What you should do:
Locate every line in the records below that holds the word "index" and return each one.
----------
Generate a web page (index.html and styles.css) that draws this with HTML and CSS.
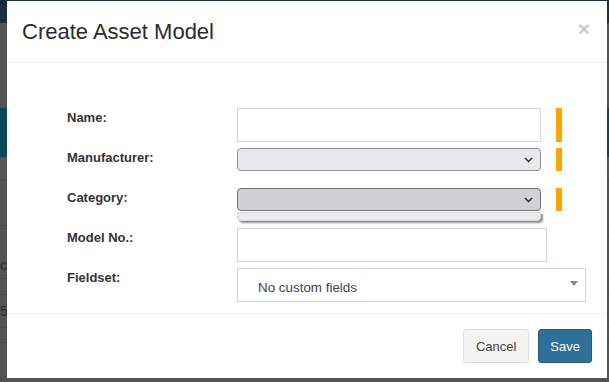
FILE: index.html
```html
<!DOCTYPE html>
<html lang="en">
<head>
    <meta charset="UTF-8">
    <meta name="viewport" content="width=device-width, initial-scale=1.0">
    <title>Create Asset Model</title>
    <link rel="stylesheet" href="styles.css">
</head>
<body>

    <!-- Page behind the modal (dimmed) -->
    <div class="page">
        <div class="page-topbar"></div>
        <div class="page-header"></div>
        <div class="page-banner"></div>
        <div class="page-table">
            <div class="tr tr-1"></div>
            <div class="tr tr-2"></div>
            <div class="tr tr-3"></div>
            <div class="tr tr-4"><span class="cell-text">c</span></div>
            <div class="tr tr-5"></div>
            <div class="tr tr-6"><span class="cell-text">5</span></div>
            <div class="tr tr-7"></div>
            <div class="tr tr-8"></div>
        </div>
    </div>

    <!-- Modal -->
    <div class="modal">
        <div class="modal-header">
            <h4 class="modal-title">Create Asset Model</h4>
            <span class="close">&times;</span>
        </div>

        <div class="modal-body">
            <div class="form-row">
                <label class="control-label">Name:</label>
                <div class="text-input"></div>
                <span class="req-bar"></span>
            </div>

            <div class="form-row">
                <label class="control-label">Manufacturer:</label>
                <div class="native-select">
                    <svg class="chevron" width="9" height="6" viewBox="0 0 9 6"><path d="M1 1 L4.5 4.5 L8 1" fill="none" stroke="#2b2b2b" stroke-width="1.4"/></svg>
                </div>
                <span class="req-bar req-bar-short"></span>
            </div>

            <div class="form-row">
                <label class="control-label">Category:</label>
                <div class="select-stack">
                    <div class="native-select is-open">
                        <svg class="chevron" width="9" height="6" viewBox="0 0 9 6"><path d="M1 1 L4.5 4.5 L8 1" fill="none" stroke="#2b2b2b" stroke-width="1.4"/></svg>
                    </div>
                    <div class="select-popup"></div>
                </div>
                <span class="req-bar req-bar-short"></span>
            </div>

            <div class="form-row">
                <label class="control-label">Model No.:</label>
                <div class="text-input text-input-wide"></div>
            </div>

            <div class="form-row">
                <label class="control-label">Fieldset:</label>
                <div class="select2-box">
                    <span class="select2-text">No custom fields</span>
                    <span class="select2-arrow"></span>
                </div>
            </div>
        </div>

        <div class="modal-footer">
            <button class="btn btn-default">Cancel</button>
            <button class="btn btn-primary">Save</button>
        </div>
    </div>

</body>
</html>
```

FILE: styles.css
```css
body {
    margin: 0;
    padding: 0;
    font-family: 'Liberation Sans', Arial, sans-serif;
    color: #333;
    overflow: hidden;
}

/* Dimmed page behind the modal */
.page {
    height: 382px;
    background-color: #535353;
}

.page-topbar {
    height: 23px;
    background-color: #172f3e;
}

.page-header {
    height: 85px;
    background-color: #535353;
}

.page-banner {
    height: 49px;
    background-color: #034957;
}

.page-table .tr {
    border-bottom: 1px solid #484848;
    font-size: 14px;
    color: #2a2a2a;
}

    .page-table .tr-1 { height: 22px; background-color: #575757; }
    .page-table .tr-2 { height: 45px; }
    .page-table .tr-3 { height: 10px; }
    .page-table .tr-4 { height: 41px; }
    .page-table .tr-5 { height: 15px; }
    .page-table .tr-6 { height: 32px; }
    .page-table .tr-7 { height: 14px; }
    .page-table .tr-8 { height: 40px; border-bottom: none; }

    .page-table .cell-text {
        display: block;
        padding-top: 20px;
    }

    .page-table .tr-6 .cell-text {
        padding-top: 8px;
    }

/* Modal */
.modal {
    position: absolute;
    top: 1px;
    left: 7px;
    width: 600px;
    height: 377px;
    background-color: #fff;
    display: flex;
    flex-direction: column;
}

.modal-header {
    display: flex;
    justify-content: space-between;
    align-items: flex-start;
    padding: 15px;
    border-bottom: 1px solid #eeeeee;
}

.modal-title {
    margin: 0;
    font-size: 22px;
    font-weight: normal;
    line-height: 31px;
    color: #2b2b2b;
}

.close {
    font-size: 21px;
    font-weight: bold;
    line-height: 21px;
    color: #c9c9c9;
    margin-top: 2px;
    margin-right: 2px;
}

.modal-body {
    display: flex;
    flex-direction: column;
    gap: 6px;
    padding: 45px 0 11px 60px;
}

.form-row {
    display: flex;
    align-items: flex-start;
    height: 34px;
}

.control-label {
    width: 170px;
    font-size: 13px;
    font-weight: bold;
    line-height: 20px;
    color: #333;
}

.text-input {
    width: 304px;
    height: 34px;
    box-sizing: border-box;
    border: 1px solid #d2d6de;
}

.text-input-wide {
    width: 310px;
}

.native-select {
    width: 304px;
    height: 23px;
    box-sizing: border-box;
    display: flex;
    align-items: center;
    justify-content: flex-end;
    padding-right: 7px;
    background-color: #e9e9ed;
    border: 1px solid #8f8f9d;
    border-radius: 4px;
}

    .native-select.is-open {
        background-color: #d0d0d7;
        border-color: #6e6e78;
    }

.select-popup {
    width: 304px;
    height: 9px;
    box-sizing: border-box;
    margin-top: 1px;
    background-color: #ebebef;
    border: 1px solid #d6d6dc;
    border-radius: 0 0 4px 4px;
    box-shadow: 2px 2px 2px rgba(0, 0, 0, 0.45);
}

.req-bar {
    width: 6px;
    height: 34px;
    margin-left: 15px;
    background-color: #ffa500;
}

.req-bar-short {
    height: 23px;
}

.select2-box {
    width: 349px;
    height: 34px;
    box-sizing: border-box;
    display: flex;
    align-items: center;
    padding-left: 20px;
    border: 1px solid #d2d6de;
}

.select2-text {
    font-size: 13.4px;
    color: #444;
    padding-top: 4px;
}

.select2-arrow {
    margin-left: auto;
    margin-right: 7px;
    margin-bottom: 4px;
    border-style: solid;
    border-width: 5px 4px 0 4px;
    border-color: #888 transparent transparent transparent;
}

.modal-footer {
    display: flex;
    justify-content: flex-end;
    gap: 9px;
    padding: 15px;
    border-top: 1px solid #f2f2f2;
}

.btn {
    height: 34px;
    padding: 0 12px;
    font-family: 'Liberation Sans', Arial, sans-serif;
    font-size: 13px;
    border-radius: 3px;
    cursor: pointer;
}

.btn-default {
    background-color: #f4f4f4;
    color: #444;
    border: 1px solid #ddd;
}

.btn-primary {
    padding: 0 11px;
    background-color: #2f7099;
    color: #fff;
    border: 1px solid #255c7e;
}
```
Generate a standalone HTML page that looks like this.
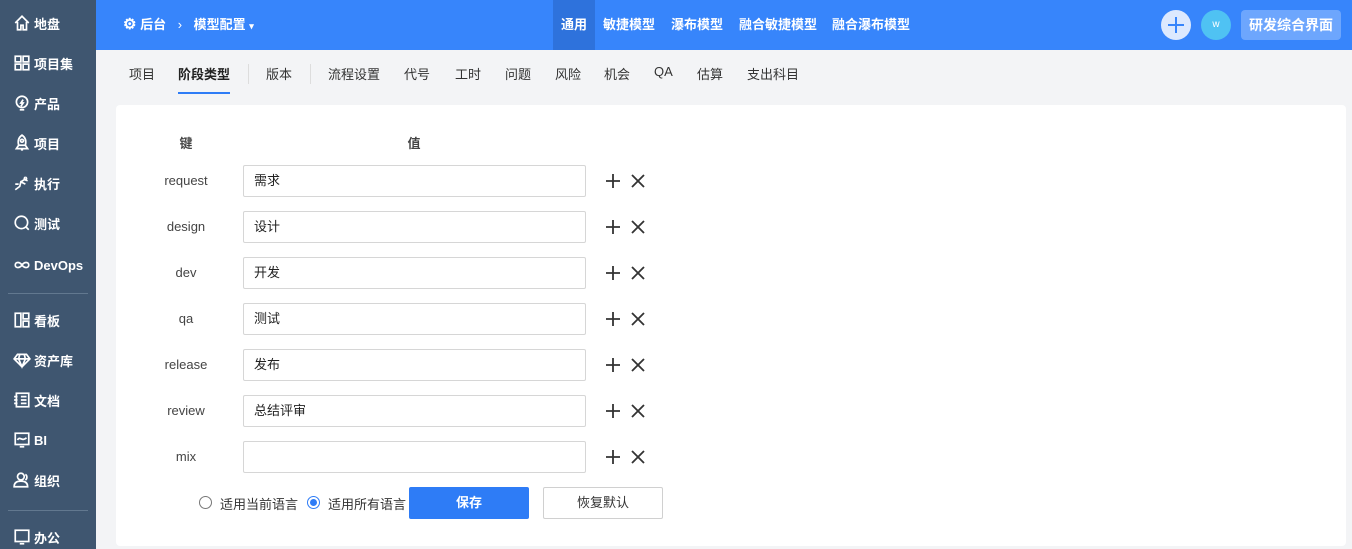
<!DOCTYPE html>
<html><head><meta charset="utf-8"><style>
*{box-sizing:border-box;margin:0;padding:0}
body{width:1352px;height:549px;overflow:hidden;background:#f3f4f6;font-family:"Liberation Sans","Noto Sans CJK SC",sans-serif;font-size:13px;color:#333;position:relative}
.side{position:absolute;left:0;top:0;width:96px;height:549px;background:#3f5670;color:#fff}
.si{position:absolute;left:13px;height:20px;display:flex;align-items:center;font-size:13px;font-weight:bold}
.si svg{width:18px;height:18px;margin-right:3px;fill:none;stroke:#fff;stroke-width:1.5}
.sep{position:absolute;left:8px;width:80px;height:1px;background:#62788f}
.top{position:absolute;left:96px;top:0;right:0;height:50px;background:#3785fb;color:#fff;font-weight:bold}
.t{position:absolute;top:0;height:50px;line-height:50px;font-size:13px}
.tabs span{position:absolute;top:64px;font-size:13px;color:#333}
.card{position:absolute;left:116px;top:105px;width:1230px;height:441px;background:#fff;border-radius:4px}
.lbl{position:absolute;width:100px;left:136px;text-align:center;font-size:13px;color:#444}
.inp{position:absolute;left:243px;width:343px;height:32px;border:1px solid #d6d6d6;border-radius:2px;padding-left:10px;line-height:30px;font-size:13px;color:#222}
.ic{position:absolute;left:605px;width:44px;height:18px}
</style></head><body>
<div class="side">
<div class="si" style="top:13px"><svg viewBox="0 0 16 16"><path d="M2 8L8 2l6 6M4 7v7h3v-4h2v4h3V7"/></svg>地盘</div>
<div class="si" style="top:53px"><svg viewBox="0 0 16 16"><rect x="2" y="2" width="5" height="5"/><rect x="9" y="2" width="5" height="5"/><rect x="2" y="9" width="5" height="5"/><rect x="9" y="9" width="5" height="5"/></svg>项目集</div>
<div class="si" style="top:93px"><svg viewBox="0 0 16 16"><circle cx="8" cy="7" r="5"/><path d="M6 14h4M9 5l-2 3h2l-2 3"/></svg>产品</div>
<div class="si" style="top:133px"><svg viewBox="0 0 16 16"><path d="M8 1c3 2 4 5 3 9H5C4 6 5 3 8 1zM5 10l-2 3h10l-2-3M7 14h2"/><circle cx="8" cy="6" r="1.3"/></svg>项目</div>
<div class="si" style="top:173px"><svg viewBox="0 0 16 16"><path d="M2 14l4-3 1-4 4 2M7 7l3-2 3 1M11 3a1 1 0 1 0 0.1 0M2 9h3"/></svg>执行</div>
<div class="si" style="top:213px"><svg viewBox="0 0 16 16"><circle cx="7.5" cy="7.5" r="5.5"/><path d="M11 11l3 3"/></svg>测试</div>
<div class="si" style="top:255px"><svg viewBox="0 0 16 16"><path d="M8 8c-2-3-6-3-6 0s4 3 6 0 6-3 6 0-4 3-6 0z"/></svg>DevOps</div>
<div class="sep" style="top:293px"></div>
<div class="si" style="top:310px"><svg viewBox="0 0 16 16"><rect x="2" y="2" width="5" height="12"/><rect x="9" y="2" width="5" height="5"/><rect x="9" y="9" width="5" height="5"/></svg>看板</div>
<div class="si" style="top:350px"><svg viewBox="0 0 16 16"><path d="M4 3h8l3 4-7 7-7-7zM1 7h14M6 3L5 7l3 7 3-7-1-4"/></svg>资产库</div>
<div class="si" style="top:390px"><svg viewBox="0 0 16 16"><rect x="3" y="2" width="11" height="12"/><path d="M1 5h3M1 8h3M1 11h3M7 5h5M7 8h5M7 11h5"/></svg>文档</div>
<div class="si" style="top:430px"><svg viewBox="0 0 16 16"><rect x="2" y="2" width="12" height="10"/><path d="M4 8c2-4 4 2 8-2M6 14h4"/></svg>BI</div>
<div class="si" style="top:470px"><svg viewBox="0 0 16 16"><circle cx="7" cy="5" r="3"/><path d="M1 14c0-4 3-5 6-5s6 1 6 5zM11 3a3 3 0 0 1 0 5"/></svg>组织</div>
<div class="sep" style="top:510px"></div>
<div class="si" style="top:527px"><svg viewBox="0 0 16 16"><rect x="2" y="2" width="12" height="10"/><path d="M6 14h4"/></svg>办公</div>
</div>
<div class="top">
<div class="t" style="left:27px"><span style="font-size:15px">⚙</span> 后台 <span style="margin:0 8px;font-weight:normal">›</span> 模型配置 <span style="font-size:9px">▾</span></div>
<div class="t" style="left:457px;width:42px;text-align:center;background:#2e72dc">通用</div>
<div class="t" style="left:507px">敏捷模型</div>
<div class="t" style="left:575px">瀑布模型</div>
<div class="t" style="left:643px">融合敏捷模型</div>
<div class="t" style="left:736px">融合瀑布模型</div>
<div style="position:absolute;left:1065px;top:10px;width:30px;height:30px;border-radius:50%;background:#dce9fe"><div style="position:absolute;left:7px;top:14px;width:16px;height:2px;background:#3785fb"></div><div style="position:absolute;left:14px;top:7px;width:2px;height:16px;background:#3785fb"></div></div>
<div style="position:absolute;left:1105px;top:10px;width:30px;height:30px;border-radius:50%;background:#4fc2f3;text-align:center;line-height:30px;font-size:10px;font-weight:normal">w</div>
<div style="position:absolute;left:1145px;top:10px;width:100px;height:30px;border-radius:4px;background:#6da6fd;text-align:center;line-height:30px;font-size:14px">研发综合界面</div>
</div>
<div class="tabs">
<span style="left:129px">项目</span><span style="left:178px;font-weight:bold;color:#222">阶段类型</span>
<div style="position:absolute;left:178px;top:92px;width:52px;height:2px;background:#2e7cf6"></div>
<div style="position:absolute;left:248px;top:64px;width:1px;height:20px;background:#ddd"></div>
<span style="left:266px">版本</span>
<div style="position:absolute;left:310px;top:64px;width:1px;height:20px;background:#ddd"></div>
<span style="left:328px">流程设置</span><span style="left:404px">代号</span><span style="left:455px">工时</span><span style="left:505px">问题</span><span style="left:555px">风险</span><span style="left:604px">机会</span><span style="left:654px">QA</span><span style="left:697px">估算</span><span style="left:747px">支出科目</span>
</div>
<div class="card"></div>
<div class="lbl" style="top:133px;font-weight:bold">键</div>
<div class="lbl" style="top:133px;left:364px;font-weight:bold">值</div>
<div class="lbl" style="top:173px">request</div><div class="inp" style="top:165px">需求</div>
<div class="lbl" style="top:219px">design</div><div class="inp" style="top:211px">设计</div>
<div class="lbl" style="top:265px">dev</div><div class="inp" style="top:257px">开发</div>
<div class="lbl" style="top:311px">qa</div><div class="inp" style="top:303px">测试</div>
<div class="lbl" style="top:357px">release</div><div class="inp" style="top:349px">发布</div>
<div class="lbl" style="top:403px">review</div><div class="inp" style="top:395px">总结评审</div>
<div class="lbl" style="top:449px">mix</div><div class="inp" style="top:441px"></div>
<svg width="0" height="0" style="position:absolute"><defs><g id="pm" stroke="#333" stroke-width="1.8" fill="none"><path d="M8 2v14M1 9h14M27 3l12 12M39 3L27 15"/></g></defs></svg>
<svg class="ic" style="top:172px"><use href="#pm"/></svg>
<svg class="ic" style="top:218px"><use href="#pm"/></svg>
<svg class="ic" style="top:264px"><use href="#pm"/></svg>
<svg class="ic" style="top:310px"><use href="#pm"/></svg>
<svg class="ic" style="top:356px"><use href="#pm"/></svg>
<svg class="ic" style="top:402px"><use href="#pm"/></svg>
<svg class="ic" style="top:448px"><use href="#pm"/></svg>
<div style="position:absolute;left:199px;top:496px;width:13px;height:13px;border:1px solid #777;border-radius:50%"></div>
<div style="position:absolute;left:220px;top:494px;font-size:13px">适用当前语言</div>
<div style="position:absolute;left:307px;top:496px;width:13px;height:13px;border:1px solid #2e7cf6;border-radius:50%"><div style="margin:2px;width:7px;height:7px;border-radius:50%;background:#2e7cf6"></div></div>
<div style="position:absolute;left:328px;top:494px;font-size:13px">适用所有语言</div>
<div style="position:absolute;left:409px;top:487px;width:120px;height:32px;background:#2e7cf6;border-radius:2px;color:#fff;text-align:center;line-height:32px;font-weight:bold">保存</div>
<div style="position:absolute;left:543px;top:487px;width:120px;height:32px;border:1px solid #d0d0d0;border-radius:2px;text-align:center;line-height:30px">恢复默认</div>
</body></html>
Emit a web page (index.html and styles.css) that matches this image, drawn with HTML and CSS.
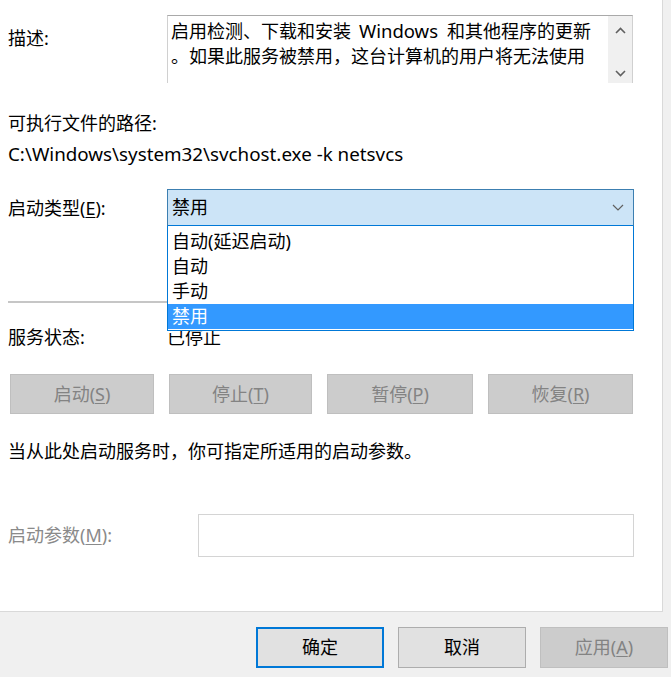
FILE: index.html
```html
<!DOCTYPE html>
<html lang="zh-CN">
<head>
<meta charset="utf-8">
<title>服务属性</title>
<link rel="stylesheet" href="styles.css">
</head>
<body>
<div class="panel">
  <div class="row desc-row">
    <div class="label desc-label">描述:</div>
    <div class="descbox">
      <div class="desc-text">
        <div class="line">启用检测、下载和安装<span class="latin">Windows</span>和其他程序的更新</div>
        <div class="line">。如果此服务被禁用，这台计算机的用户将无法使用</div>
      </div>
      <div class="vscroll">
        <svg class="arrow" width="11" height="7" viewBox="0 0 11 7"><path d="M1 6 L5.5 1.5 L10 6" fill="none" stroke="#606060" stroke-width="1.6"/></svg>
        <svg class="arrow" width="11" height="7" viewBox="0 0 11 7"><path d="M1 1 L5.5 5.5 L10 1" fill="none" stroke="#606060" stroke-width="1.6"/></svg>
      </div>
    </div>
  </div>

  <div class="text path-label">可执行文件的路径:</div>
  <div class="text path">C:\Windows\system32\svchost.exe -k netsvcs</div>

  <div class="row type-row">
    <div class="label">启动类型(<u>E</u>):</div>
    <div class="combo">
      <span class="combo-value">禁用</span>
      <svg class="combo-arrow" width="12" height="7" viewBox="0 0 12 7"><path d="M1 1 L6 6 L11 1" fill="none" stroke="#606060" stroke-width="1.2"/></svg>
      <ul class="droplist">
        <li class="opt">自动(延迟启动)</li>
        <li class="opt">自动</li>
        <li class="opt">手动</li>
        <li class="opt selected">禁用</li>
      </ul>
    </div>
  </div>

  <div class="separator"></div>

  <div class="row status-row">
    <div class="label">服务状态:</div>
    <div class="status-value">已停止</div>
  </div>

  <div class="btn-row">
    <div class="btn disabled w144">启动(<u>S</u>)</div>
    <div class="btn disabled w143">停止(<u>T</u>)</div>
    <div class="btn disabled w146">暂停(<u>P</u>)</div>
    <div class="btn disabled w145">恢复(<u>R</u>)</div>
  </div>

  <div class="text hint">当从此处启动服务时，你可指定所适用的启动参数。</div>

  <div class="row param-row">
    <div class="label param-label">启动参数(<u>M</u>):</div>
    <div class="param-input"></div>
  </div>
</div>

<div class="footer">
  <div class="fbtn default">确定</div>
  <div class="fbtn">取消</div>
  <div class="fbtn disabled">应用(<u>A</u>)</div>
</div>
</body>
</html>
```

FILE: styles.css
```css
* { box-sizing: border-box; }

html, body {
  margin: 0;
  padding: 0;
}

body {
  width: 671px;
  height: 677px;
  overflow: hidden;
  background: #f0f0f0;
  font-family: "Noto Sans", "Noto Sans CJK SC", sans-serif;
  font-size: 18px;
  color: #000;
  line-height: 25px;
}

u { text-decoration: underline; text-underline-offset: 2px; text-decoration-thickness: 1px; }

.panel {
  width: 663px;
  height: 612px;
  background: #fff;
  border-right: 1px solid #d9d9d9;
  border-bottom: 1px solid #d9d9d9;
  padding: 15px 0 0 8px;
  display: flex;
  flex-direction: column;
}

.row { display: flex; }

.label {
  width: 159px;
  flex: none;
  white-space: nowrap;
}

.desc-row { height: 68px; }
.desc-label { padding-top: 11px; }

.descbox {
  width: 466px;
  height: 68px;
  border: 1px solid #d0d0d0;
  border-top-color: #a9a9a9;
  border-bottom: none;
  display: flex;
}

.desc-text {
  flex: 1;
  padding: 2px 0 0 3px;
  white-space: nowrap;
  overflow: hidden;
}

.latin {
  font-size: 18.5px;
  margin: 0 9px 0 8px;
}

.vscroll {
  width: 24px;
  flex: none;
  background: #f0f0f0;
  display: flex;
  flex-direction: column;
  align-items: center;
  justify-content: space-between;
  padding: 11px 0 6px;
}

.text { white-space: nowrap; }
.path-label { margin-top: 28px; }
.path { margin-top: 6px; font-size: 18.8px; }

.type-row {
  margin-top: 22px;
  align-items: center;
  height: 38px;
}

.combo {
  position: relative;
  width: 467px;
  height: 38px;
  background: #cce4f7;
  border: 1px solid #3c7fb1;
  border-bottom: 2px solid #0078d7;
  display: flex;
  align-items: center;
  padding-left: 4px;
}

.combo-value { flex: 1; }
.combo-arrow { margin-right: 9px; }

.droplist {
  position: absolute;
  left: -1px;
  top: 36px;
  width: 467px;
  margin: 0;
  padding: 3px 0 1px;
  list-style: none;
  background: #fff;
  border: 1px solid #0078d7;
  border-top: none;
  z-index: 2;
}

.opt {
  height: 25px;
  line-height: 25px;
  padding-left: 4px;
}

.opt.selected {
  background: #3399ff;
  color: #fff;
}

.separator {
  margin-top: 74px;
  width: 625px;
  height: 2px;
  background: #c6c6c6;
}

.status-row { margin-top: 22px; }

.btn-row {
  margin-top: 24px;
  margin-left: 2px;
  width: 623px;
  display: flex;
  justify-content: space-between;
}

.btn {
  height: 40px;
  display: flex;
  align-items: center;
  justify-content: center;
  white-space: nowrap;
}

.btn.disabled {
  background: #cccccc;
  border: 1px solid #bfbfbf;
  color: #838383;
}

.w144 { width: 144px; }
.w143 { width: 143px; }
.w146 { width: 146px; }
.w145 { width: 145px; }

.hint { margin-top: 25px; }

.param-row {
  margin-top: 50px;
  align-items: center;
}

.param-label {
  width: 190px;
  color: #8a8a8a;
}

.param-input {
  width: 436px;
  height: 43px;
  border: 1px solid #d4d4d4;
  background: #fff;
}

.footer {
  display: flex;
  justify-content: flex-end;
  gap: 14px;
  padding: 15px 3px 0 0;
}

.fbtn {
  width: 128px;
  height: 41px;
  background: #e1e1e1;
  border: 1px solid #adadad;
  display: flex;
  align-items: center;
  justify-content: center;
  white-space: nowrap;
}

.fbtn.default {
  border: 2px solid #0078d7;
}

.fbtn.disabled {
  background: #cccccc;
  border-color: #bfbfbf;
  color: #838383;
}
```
----------
Response:
Generate a web page (index.html and styles.css) that draws this with HTML and CSS.
FILE: index.html
Emit a web page (index.html and styles.css) that matches this image, drawn with HTML and CSS.
FILE: index.html
  z-index: 2;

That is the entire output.